24º CNPG: Painel “Assédio Moral” debate as dificuldades na relação dos pós-graduandos com seus orientadores

carteira de estudante

CNPG Assédio Moral

Assédio moral praticado pelo orientador ao pós-graduando é uma prática institucional, em maior ou menor grau, mas institucional. Essa opinião foi consenso entre os pesquisadores que participaram do painel sobre “Assédio Moral e outros abusos na relação acadêmica”, na sexta-feira (02), segundo dia do 24º Congresso Nacional de Pós-Graduandos.

Para o debate foram convidados o diretor da Comissão de Integridade do Conselho Nacional de Desenvolvimento Científico e Tecnológico (CNPq), Guilherme Melo, e o representante discente da Universidade de São Paulo (USP), doutorando em Biociências e Coordenador geral da APG IQ USP, Philipe Santana.

“Assédio é crime e por isso deve ser denunciado. Esse é um problema da área de direito, de administração e de psicologia”, afirmou Guilherme.

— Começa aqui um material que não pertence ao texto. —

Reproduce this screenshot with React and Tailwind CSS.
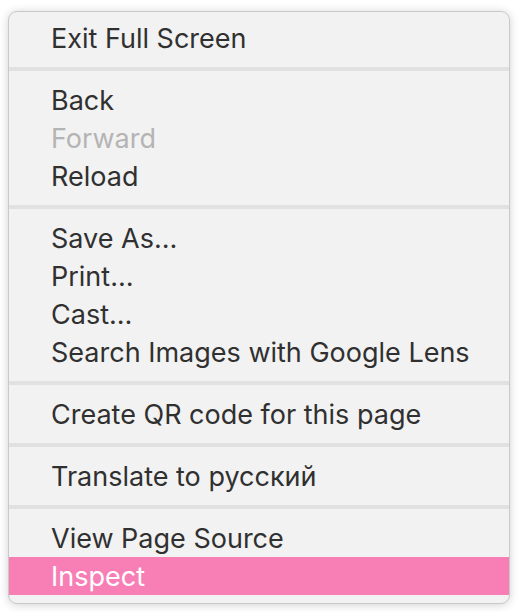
import React from 'react';

// Menu groups, separated by dividers
const groups = [
  [{ label: 'Exit Full Screen' }],
  [{ label: 'Back' }, { label: 'Forward', disabled: true }, { label: 'Reload' }],
  [{ label: 'Save As…' }, { label: 'Print…' }, { label: 'Cast…' }, { label: 'Search Images with Google Lens' }],
  [{ label: 'Create QR code for this page' }],
  [{ label: 'Translate to русский' }],
  [{ label: 'View Page Source' }, { label: 'Inspect', active: true }],
];

const MenuItem = ({ item }) => {
  let cls = 'text-[#303030]';
  if (item.disabled) cls = 'text-[#b4b4b4]';
  if (item.active) cls = 'bg-[#f87fb6] text-white';
  return (
    <div className={`h-[38px] flex items-center pl-[42px] pr-4 ${cls}`}>
      {item.label}
    </div>
  );
};

export default function App() {
  return (
    <div className="w-[520px] h-[612px] bg-white pt-[11px] pl-[8px] overflow-hidden">
      <div
        className="w-[502px] h-[593px] bg-[#f2f2f2] border border-[#c9c9c9] rounded-[9px] shadow-[0_1px_10px_rgba(0,0,0,0.18)] pt-[7px] overflow-hidden text-[27px] leading-none"
        style={{ fontFamily: 'Inter, "Noto Sans", sans-serif' }}
      >
        {groups.map((group, gi) => (
          <div key={gi}>
            {gi > 0 && <div className="h-[4px] bg-[#e1e1e1] my-[10px]" />}
            {group.map((item, i) => (
              <MenuItem key={i} item={item} />
            ))}
          </div>
        ))}
      </div>
    </div>
  );
}
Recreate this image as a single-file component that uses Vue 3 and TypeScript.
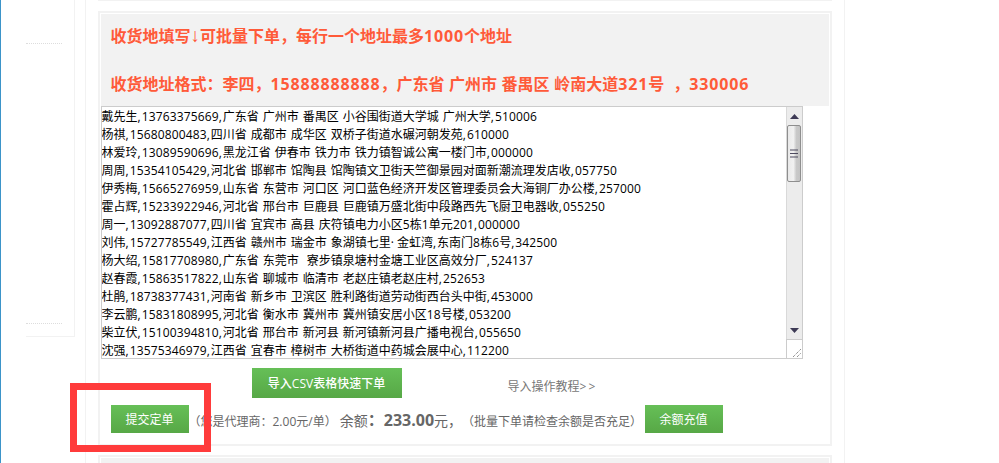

O professor também ressaltou o bom exemplo dos EUA, onde, de acordo com ele, os professores tem o cuidado de nunca se reunirem com estudantes sozinhos a portas fechadas.

Para Philipe, a pauta de direitos dos pós-graduandos é muito pertinente a este assunto. “O tema assédio ainda não é muito elaborado. Mas espero que esse 24º CNPG seja ponto de partida para ampliar esse debate”. De acordo com ele, devido à falta de legislação não existem “regras claras” nas relações e por isso benefícios como férias, por exemplo, precisam ser negociadas, o que é uma porta de entrada para abusos. “O assédio é melhor caracterizado no campo formal. A situação do pós-graduando de híbrido estudante/trabalhador não simplifica as condições de trabalho. Conseguir assegurar um arcabouço de direitos é essencial para evitar o assédio”, explicou.

Para o representante discente as relações científicas não deveriam ser construídas em uma relação hierárquica, mas sim em uma relação de troca. Ele sugeriu ainda uma avaliação dos dados de evasão e adoecimento entre os pesquisadores para a partir destes indicadores serem encaminhadas ações “que não parem nos órgão colegiados”.

A doutoranda da USP, Fernanda Marques, lembrou que toda instituição possui, por lei, uma Comissão de Ética. “O ideal seria ser uma comissão paritária na qual os estudantes sejam melhor representados”, destacou.

Já a pós-graduanda Lúcia Guerra, também da USP, compartilhou com os presentes a experiência de seu amigo da graduação, que foi estudar no Canadá pelo programa Ciência sem Fronteiras. Segundo ela, lá “os professores deixam muito claro, logo no início da pesquisa, o que vão exigir dos alunos”, e também o modo de tratamento dos docentes com estudantes sem esse resquício de autoritarismo que ela vê no Brasil. O diretor do CNPq concordou com a pós-graduanda, dizendo que a transparência entre as partes na questão de objetivos e expectativas deve ser acordada já no início do trabalho em conjunto.

O pós-graduando Pablo Valente, da Associação de Médicos Residentes do Instituto de Infectologia Emílio Ribas, lembrou que a falta de estrutura em institutos e universidades contribui que incidam sobre os pesquisadores tarefas que necessariamente não seriam deles ou o excesso de horas de trabalho, no caso dos médicos, facilitando abusos.

Casos e casos

O mestrando em desenvolvimento sustentável da Universidade Federal de Lavras (UFLA), Thiago Magalhaẽs Meireles se declarou vítima de assédio. Ele contou que abandonou o projeto de pesquisa e ficou durante um ano tendo pesadelos com o orientador. “Que tipo de professores estão sendo formados? Esses que foram oprimidos não vão acabar repetindo essa opressão?”, questionou.

Uma pesquisadora da Universidade Federal de São Carlos (UFSCar) que pediu para ter sua identidade preservada, veio ao 24ºCNPG “escondida” do orientador e pediu sugestões ao grupo de como se defender do assédio que sofre – o orientador ironiza sua participação política constantemente e pressiona pela quantidade de artigos que ela deve produzir – e também ajudar os colegas de universidade.

No final do painel os participantes concordaram que é necessário uma maior conscientização entre eles sobre seus direitos para que eles possam buscá-los. “ É um tipo de violência invisibilizada, a vítima não sabe que sofre um abuso e muitas vezes o agressor também não acha que está fazendo algo errado”, finalizou Philipe.